![Abdul Haris Agam, atau lebih dikenal dengan nama Agam Rinjani [Suara.com/Istimewa]](https://media.suara.com/pictures/653x366/2025/06/26/11722-agam-rinjani.jpg)
Rio bahkan menunjukkan bukti bahwa dana donasi yang masuk ke rekening atas nama Agam telah menyentuh angka lebih dari Rp1 miliar.
Dia mempertanyakan transparansi dan niat dari penggalangan dana tersebut, mengingat tidak ada diskusi atau koordinasi sebelumnya dengan tim SAR lainnya.

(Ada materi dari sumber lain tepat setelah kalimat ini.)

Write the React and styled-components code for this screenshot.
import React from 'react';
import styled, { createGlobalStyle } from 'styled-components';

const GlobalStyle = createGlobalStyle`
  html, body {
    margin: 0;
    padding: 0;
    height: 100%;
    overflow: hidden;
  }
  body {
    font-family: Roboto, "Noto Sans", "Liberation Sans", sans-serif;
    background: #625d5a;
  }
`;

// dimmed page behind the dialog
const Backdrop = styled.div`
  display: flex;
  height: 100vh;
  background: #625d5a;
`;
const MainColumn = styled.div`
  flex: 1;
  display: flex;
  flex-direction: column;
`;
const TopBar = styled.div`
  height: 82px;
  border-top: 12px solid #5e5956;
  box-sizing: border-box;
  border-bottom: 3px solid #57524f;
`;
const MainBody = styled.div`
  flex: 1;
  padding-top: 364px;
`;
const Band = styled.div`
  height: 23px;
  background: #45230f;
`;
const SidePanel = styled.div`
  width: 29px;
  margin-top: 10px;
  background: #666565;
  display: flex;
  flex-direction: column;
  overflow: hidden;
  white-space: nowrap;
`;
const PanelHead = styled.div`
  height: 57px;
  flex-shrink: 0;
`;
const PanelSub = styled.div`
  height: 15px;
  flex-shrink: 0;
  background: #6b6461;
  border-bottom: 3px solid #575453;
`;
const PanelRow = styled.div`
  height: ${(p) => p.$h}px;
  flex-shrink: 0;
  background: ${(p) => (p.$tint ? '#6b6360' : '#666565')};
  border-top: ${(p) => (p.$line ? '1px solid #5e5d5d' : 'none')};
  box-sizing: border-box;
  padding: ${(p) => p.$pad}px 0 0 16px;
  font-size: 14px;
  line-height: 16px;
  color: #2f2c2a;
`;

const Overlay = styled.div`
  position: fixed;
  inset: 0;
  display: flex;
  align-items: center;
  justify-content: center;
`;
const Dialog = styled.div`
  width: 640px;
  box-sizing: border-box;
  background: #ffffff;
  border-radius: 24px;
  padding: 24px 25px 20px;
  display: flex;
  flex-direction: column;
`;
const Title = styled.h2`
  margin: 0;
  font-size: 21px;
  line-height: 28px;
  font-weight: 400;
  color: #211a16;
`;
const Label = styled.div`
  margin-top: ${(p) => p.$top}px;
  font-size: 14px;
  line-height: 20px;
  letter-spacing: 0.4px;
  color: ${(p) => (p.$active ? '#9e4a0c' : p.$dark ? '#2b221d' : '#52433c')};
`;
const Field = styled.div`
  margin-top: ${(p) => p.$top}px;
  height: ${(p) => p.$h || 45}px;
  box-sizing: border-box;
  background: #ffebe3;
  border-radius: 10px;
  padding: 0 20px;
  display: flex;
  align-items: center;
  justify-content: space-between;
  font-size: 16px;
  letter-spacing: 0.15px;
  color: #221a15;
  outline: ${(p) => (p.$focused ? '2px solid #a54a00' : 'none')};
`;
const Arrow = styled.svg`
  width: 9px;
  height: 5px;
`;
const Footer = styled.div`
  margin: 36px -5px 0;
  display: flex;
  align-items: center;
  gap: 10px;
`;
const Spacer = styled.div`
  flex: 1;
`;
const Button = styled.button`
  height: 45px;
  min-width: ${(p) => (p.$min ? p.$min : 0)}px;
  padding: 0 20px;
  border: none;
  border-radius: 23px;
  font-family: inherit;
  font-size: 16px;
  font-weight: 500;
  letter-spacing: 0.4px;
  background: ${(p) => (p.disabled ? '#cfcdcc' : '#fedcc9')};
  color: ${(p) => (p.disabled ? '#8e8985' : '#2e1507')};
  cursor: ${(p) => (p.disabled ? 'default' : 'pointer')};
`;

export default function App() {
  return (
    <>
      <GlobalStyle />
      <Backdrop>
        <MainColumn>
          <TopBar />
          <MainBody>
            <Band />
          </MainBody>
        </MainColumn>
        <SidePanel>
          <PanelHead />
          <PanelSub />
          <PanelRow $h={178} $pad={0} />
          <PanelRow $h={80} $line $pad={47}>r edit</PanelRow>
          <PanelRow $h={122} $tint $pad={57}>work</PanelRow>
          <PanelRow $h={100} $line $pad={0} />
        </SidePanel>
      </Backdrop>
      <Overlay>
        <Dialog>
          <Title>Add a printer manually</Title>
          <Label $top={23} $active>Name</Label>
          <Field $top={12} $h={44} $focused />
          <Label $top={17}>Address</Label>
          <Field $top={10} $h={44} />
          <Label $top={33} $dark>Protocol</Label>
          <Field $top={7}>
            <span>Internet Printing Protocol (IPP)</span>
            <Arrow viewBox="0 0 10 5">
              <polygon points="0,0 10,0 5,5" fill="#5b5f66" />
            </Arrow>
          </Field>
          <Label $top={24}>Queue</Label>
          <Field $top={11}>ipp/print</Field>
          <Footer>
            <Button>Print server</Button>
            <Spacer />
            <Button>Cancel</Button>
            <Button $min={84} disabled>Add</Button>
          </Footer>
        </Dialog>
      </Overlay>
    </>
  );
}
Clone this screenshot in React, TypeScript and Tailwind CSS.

"Mau sampai berapa miliar bro? Kenapa harus ada donasi-donasian bro," tulisnya di Insta Story, sembari menandai akun @agam_rinjani.
Setelah kritik itu muncul, postingan mengenai donasi di akun Instagram Agam pun menghilang.
Namun bagi Rio, penghapusan itu bukanlah solusi.
"Kenapa dihapus Postingan Donasi di feed nya @agam_rinjani! Teman-teman team hanya butuh penjelasan," tegasnya.
"Di luar empati masyarakat Brasil, ini sangat tidak etis. Karena dari awal tidak ada program donasi-donasi macam ini apalagi sampai ke rekening pribadi dan mengatasnamakan untuk team," lanjutnya.
Di sisi lain, Agam Rinjani tetap menjadi pusat perhatian dan simbol keberanian dalam narasi publik.
Dia merupakan salah satu dari empat relawan yang turun langsung ke dasar jurang sedalam 600 meter untuk mengevakuasi jenazah Juliana Marins.
Baca Juga: Hasil Autopsi Juliana Marins, Meninggal Kurang dari 20 Menit Usai Terjatuh
Bersama timnya, Agam bermalam di pinggir jurang curam dalam suhu dingin ekstrem, menghindari risiko longsor dan batu jatuh, demi memastikan jenazah bisa diangkat dengan aman.
Kisah dramatis itu dia bagikan melalui akun Instagram-nya, yang kemudian menyebar luas dan menuai banyak simpati, termasuk dari media Brasil.
Warga Brasil bahkan menggalang donasi sebagai bentuk apresiasi atas aksi Agam yang dianggap sangat menginspirasi.
Donasi yang awalnya ditolak oleh Agam, pada akhirnya diterima dengan janji akan dibagi bersama rekan-rekan yang turut serta dalam proses evakuasi.
Namun, bagi sebagian rekan di lapangan seperti Rio, janji itu datang terlambat dan tidak menghapus rasa kecewa atas ketidakterbukaan sejak awal.